EXERCISE: Wherever "styled" appears in a line, list that line.

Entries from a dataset
------------------------------------

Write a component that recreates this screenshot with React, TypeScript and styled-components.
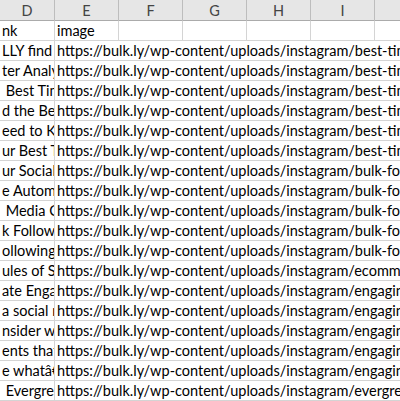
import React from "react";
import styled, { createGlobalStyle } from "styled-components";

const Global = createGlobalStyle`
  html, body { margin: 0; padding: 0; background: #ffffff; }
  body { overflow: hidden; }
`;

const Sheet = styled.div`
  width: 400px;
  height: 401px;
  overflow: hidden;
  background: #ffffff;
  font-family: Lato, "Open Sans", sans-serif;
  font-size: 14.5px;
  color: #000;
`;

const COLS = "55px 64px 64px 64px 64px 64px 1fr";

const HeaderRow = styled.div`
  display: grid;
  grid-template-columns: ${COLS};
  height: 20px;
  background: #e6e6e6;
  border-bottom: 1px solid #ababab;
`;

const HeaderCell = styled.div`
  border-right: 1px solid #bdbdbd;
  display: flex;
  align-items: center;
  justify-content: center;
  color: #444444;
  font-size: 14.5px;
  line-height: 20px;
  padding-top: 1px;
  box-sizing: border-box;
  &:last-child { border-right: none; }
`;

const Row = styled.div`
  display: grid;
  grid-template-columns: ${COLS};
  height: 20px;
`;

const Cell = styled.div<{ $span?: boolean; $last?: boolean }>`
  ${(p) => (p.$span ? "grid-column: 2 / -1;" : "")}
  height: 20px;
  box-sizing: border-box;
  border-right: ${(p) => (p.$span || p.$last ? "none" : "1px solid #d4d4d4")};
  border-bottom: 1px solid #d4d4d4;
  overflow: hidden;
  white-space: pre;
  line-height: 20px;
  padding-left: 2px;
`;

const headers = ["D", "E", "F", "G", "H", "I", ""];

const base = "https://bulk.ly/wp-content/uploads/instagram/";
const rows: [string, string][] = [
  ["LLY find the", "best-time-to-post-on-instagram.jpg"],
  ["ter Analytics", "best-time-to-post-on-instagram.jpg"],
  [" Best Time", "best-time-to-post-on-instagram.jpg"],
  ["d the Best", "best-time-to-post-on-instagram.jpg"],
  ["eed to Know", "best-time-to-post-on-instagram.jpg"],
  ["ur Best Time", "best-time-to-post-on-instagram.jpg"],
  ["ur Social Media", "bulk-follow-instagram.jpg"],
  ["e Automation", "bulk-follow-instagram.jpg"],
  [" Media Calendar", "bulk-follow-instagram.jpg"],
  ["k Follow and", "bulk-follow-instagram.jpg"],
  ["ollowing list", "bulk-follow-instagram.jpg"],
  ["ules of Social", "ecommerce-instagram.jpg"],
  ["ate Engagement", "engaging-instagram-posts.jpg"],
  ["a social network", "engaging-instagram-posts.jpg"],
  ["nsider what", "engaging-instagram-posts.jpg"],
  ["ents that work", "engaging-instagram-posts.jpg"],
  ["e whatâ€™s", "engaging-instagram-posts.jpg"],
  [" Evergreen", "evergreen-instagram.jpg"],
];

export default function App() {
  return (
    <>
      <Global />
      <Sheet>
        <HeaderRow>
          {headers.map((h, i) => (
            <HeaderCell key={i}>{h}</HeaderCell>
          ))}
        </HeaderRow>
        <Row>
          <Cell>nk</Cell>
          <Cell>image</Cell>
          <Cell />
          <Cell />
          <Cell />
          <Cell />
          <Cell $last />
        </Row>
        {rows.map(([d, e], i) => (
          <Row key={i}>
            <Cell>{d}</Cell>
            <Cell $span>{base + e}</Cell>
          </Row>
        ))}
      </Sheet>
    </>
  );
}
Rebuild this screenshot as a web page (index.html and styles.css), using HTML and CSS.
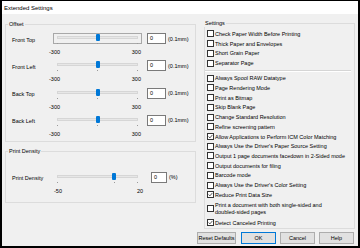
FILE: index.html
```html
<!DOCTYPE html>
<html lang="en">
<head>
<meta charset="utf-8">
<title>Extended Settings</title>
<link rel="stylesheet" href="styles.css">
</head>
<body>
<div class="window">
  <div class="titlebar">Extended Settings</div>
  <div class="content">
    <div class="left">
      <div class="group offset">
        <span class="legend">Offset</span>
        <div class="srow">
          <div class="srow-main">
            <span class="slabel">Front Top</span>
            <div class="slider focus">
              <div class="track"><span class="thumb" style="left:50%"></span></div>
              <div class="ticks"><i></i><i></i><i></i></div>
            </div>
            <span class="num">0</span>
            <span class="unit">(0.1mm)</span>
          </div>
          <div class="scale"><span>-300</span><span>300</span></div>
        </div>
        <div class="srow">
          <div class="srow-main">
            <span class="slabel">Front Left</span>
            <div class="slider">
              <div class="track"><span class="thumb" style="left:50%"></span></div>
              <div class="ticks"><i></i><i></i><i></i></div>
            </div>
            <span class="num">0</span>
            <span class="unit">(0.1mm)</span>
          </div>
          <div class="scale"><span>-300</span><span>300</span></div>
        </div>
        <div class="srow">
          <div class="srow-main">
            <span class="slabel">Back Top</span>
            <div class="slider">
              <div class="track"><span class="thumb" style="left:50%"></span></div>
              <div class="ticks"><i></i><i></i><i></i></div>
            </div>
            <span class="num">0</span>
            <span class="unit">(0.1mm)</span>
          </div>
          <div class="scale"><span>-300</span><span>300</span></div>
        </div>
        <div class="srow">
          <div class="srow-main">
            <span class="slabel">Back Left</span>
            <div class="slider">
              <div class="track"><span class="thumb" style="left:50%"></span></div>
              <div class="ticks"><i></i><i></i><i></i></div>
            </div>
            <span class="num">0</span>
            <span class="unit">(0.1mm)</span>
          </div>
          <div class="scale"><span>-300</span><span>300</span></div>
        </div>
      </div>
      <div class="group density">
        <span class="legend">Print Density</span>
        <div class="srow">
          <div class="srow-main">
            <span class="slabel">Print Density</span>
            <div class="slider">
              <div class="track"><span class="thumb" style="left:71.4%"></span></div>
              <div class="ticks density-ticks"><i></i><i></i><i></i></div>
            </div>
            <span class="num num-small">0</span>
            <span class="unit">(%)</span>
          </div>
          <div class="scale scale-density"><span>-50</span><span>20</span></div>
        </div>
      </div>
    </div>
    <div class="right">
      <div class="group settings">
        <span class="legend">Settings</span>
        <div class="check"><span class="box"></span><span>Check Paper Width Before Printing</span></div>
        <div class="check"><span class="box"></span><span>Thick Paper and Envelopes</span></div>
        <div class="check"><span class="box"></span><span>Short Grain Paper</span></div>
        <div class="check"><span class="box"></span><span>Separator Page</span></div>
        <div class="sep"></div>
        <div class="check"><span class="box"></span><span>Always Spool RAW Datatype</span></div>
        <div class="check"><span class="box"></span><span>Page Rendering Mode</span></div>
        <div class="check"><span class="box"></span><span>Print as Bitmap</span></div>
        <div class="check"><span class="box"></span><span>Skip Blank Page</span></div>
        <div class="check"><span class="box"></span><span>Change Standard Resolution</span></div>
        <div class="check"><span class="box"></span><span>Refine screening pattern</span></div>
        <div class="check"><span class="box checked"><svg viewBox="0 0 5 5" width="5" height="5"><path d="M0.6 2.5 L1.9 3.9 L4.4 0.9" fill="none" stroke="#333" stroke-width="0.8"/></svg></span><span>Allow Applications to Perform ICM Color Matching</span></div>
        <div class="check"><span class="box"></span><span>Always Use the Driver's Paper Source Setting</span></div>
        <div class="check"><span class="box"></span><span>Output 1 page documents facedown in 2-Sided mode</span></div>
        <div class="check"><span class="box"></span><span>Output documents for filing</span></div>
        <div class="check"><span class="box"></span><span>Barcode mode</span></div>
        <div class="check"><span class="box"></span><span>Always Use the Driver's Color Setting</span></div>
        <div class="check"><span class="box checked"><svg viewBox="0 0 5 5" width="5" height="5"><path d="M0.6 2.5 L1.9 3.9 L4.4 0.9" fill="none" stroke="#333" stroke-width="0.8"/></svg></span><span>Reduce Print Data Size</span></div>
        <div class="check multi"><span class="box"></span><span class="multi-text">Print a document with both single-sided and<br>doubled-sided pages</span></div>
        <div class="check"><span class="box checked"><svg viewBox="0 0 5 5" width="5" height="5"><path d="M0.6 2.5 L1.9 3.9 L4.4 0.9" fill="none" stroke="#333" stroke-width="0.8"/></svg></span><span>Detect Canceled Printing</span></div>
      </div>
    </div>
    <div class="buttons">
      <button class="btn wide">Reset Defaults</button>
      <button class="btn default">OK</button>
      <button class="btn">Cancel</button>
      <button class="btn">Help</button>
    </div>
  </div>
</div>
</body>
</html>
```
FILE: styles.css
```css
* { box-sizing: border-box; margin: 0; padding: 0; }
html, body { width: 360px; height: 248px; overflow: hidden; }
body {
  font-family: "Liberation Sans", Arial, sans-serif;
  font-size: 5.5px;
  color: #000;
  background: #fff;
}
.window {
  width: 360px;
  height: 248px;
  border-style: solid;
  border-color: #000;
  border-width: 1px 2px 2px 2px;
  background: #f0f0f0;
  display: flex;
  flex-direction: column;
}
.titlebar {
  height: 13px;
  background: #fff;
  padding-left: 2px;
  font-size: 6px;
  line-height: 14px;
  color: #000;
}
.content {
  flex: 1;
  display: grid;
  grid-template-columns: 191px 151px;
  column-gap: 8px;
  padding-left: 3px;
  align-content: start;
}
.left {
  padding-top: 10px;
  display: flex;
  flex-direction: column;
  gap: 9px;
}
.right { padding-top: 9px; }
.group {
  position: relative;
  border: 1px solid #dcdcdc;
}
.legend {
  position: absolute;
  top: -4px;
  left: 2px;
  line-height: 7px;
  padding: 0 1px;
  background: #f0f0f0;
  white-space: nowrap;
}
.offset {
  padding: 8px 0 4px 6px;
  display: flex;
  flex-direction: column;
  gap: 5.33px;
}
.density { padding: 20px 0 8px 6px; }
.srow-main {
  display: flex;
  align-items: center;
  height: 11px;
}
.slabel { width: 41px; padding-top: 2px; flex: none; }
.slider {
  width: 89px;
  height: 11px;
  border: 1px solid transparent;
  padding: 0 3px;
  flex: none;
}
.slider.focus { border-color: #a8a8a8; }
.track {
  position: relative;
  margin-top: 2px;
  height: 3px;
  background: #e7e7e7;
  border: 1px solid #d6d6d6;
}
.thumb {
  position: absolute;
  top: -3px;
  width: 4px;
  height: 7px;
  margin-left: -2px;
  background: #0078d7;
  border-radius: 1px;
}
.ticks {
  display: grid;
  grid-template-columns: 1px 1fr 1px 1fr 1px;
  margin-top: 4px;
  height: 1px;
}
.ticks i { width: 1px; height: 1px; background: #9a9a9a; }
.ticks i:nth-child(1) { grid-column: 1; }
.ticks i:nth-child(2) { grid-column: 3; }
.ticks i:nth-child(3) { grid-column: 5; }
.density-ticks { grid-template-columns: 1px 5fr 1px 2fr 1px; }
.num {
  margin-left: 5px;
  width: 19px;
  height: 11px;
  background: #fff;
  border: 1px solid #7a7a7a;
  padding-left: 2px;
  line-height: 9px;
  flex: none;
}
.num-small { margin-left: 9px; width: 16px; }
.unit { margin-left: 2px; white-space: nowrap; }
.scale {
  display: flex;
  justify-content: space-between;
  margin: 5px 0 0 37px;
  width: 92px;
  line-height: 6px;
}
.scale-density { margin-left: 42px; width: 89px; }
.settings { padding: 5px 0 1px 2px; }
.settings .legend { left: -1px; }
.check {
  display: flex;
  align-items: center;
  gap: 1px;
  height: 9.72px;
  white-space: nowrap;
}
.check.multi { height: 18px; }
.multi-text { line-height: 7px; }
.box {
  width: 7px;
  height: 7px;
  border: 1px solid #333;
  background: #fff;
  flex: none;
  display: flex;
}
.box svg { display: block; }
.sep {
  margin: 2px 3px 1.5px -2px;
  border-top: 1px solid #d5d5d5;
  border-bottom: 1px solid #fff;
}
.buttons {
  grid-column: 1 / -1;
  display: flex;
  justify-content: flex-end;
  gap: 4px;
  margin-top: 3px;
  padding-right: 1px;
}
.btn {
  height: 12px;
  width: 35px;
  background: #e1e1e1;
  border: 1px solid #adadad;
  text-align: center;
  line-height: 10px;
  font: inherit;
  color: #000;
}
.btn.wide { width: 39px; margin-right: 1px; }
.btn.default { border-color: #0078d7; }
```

------------------------------------

CORRECT ANSWER:
Write a component that recreates this screenshot with React, TypeScript and styled-components.
import styled, { createGlobalStyle } from "styled-components";
const Sheet = styled.div`
const HeaderRow = styled.div`
const HeaderCell = styled.div`
const Row = styled.div`
const Cell = styled.div<{ $span?: boolean; $last?: boolean }>`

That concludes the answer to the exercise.